WHAT IS EXPECTED> Gather each line containing the string "with" from these entries.
--- Begin SUPPLIED INFORMATION ---
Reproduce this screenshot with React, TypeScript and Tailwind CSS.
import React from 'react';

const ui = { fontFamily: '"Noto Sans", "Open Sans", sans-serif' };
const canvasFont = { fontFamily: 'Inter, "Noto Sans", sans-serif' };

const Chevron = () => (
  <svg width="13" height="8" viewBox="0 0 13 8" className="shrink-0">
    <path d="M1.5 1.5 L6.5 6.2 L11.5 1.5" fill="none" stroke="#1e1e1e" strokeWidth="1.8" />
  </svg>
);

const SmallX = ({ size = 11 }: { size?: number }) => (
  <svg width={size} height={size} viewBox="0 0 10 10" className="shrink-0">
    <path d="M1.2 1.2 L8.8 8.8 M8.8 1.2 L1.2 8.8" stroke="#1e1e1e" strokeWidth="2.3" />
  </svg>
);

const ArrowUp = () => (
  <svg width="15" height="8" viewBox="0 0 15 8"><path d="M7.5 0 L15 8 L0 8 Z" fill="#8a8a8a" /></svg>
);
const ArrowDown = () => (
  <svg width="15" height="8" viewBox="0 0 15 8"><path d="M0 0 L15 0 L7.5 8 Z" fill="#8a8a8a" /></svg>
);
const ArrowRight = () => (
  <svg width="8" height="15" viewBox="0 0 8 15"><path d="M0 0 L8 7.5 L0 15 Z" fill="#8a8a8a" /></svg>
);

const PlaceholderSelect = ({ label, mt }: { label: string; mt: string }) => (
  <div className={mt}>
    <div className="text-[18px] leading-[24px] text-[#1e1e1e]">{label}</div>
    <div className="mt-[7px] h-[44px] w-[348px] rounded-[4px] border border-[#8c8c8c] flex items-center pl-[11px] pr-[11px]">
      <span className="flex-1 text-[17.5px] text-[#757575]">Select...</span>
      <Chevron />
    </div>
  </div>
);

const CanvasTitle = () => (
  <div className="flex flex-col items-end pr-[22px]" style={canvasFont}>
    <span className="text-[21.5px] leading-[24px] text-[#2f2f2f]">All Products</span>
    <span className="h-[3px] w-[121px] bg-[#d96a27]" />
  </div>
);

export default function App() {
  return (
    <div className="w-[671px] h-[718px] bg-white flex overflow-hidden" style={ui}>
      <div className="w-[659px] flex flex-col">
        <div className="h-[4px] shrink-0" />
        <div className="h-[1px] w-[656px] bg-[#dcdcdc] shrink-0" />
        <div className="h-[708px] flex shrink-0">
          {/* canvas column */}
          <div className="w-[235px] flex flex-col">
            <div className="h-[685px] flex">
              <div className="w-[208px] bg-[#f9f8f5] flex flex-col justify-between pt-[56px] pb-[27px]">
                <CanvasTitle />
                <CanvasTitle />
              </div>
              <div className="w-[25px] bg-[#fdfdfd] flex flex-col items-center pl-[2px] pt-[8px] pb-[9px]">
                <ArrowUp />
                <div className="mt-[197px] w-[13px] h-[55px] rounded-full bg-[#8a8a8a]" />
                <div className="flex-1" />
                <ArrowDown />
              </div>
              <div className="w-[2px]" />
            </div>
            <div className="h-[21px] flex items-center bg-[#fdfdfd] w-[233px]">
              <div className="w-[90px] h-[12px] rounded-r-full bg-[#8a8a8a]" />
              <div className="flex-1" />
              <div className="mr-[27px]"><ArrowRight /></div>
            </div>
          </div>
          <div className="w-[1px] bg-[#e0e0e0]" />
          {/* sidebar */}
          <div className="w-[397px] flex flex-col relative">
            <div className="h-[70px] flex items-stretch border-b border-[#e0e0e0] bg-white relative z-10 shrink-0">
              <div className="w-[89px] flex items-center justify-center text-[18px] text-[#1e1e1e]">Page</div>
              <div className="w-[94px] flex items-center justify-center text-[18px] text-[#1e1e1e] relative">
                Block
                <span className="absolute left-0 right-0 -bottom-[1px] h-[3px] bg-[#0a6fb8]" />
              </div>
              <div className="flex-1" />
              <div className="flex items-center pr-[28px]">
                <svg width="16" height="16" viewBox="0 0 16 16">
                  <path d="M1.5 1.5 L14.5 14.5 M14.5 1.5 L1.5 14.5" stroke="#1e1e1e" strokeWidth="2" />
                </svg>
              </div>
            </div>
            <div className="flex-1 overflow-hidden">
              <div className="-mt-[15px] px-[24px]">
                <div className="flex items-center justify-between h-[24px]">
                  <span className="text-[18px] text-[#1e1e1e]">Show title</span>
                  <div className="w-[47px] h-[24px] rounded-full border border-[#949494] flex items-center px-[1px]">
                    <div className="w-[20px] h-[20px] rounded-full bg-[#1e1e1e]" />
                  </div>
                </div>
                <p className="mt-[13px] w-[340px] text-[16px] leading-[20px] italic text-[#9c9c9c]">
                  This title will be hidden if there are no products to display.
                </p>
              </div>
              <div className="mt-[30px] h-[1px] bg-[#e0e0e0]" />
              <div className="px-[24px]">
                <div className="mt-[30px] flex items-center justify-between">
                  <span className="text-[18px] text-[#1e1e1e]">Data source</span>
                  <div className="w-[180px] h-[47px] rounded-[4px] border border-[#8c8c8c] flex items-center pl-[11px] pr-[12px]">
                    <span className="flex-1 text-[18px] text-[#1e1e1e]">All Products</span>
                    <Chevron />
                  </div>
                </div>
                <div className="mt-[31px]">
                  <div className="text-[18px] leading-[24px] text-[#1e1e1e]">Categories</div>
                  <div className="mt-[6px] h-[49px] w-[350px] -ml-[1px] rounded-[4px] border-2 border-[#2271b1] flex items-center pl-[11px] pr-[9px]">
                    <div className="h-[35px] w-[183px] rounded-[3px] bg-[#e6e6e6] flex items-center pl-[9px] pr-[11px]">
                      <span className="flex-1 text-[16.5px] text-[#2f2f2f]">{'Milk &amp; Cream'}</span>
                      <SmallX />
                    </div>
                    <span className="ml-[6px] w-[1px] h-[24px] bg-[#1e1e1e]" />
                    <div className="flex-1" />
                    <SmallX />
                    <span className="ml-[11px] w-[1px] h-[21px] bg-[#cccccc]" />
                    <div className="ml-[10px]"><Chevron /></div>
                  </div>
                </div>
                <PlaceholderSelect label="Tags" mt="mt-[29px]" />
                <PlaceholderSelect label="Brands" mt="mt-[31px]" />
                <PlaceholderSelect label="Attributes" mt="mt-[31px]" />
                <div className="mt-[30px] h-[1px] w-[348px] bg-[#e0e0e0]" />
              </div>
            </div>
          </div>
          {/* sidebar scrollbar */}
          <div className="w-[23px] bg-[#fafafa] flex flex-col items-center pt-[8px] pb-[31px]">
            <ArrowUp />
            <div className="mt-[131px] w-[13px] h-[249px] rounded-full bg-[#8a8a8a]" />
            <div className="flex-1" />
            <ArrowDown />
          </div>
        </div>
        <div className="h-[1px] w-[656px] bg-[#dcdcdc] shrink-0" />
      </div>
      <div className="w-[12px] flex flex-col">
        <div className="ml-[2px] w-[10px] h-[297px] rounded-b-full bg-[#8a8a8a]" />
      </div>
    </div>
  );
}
--- End SUPPLIED INFORMATION ---
--- Begin SUPPLIED INFORMATION ---
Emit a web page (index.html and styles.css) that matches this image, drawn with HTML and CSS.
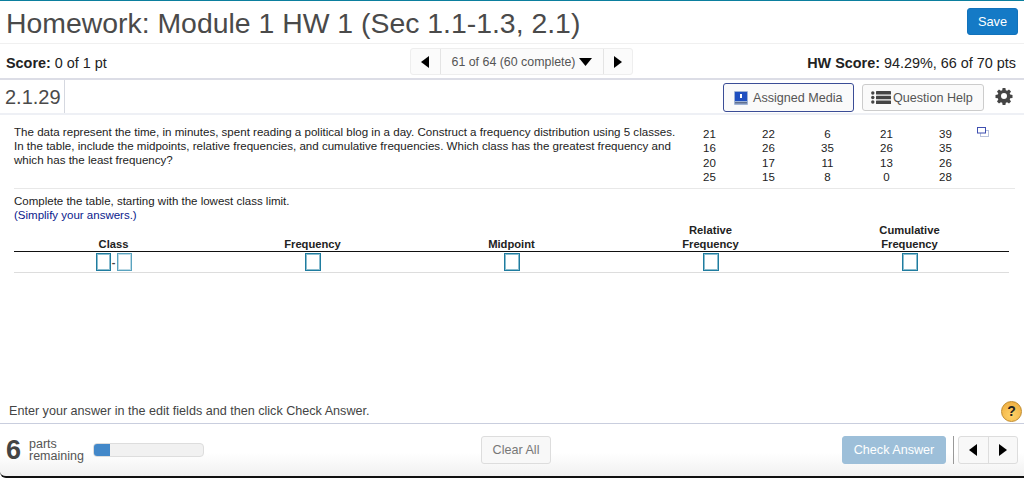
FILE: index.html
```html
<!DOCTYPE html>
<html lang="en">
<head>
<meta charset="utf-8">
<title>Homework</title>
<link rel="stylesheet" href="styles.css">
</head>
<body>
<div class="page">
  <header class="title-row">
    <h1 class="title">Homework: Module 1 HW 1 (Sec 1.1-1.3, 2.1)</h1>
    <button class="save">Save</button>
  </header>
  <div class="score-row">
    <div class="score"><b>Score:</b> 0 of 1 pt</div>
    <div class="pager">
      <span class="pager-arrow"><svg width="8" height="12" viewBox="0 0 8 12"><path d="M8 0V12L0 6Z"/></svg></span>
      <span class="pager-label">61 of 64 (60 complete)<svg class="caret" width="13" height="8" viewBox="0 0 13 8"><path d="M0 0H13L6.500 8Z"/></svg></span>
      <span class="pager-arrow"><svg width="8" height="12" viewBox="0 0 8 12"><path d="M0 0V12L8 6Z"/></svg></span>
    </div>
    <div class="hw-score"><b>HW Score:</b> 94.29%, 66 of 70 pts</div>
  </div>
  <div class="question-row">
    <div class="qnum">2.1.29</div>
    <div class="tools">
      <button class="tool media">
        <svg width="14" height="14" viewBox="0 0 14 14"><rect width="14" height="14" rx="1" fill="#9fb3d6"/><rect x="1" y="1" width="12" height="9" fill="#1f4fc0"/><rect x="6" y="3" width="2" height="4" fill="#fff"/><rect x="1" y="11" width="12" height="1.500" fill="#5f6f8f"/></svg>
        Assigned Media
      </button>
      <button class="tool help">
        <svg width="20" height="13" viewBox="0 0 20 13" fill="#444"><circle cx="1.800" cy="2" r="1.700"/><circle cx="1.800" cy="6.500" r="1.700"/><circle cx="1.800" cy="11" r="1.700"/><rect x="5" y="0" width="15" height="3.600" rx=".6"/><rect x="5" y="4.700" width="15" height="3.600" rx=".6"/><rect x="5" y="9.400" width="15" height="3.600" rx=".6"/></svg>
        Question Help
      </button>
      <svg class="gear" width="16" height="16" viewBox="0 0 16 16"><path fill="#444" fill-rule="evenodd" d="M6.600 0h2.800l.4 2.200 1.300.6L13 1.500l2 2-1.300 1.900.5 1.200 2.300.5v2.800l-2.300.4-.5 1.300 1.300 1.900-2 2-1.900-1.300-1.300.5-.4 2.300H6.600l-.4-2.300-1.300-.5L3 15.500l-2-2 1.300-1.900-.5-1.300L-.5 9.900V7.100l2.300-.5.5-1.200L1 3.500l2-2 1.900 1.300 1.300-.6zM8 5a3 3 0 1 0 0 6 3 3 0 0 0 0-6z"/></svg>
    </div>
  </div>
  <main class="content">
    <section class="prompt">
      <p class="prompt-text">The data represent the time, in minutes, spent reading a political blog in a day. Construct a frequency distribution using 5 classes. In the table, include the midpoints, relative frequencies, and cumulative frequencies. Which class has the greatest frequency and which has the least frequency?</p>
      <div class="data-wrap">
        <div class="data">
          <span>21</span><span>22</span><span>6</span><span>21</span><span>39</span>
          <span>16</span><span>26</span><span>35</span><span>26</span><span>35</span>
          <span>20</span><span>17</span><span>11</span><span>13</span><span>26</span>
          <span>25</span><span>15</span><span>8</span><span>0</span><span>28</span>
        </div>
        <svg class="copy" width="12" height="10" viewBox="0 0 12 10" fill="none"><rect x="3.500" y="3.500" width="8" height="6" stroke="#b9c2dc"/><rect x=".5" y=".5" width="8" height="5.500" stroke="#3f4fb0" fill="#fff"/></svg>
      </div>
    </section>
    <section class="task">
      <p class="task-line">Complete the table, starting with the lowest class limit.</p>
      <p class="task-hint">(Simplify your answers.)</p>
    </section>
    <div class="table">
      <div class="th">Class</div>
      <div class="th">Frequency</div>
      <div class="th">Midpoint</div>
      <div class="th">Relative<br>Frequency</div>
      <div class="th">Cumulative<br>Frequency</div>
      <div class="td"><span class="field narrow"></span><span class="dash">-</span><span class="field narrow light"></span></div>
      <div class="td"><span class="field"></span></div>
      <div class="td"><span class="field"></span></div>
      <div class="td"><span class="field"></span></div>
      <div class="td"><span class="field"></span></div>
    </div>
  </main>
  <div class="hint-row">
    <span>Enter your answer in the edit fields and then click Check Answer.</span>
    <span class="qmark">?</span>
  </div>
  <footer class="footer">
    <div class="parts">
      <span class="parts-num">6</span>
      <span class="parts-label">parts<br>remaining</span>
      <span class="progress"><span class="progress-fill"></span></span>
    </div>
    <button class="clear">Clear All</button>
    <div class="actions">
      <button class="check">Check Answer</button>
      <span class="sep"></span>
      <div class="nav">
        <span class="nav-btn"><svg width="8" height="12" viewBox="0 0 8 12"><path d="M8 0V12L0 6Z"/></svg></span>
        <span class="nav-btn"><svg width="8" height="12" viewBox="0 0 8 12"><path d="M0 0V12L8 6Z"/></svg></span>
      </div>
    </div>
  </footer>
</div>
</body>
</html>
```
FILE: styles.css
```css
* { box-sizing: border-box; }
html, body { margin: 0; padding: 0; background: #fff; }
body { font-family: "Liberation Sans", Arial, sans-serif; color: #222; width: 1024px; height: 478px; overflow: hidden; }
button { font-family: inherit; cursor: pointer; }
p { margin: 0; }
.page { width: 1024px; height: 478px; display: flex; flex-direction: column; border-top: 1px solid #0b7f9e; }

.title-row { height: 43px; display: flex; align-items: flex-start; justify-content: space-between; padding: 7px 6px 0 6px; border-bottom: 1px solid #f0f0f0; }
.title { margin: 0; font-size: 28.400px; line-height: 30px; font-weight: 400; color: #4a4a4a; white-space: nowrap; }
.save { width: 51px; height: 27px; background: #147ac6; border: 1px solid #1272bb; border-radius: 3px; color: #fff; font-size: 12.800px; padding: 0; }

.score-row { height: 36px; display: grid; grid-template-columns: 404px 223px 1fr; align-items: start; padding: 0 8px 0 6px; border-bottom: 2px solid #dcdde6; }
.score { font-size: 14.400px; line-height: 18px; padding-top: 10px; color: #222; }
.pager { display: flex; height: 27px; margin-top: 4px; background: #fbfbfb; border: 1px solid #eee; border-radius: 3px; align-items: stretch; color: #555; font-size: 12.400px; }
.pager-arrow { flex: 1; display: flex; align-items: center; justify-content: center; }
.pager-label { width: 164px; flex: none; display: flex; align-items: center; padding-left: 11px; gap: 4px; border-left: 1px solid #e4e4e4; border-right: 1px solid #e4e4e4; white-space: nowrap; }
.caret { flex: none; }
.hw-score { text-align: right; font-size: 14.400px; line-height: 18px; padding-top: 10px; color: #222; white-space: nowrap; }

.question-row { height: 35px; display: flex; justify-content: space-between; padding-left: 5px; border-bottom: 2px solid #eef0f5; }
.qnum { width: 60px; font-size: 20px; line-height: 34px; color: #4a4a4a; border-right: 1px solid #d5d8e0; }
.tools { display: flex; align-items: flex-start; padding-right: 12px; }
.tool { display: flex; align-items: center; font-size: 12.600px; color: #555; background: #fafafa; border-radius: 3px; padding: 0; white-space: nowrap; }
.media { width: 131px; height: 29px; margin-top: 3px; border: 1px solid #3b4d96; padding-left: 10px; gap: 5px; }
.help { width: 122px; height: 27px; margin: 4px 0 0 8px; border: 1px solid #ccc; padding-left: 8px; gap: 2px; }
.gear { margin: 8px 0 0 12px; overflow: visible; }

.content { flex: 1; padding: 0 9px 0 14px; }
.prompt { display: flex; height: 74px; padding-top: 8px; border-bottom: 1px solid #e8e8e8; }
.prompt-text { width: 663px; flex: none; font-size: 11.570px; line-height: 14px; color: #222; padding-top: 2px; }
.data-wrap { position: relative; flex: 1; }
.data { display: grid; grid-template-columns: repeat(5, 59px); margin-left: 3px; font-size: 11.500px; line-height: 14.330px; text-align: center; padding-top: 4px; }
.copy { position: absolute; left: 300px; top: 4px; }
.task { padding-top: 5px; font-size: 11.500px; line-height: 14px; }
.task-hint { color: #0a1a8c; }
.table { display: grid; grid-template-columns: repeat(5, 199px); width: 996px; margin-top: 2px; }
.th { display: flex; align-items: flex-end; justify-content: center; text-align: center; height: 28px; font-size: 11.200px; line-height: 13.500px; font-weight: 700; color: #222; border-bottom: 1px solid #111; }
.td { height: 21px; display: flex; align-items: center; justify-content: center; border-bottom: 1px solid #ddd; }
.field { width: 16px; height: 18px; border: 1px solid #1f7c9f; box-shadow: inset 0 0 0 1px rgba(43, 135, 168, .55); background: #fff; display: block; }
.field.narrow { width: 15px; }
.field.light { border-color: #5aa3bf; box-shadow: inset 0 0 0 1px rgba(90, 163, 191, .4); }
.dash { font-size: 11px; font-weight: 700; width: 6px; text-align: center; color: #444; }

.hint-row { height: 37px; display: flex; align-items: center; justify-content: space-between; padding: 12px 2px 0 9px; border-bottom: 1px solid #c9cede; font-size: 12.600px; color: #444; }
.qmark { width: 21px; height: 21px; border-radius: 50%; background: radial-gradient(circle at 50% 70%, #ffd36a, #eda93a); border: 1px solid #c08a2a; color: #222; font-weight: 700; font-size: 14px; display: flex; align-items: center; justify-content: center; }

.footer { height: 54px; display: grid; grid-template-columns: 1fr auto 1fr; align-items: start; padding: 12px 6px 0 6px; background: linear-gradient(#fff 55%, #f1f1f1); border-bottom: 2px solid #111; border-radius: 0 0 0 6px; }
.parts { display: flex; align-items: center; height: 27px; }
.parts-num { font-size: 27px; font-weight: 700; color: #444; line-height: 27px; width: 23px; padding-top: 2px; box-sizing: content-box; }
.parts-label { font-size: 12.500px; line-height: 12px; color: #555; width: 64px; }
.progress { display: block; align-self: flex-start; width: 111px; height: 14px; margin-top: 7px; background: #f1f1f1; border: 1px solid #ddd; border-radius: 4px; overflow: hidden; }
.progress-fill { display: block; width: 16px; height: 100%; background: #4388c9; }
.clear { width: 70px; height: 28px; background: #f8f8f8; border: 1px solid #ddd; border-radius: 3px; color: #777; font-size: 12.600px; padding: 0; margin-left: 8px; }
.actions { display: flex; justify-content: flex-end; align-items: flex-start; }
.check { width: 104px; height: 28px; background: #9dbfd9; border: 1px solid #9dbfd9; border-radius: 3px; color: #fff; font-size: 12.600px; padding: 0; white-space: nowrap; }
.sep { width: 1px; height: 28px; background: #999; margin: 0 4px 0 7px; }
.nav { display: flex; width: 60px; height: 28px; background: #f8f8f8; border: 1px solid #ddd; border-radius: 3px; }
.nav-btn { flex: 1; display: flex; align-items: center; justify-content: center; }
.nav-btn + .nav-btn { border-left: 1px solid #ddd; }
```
--- End SUPPLIED INFORMATION ---
--- Begin SUPPLIED INFORMATION ---
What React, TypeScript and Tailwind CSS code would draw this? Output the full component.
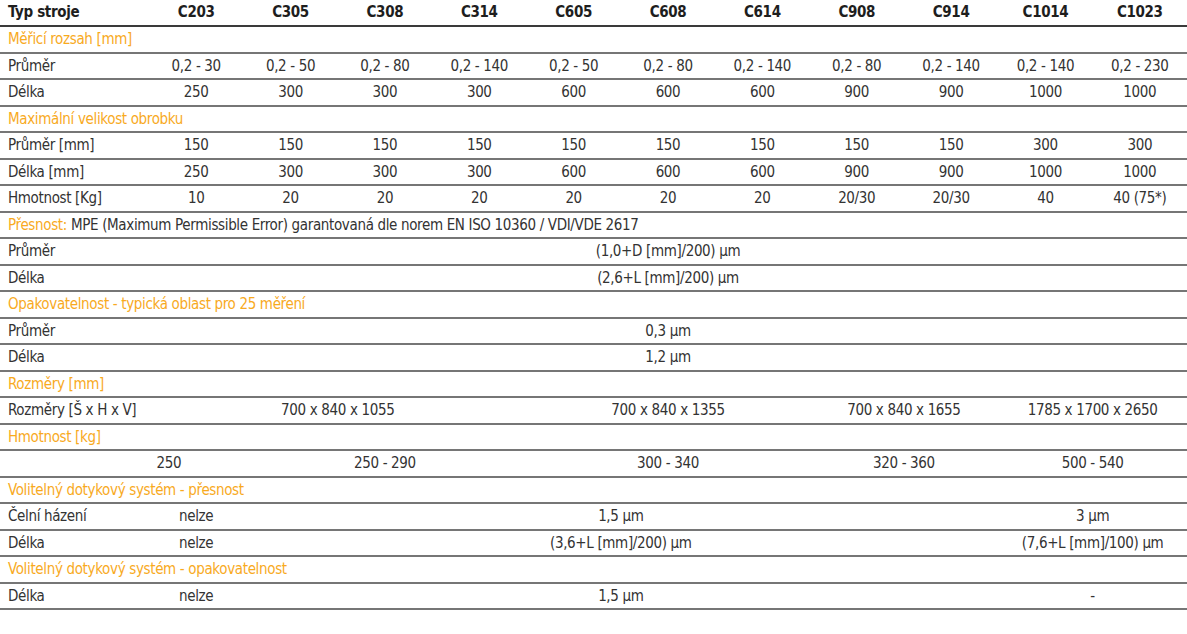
--- End SUPPLIED INFORMATION ---
REPLY>
Reproduce this screenshot with React, TypeScript and Tailwind CSS.
Emit a web page (index.html and styles.css) that matches this image, drawn with HTML and CSS.
      <p class="task-line">Complete the table, starting with the lowest class limit.</p>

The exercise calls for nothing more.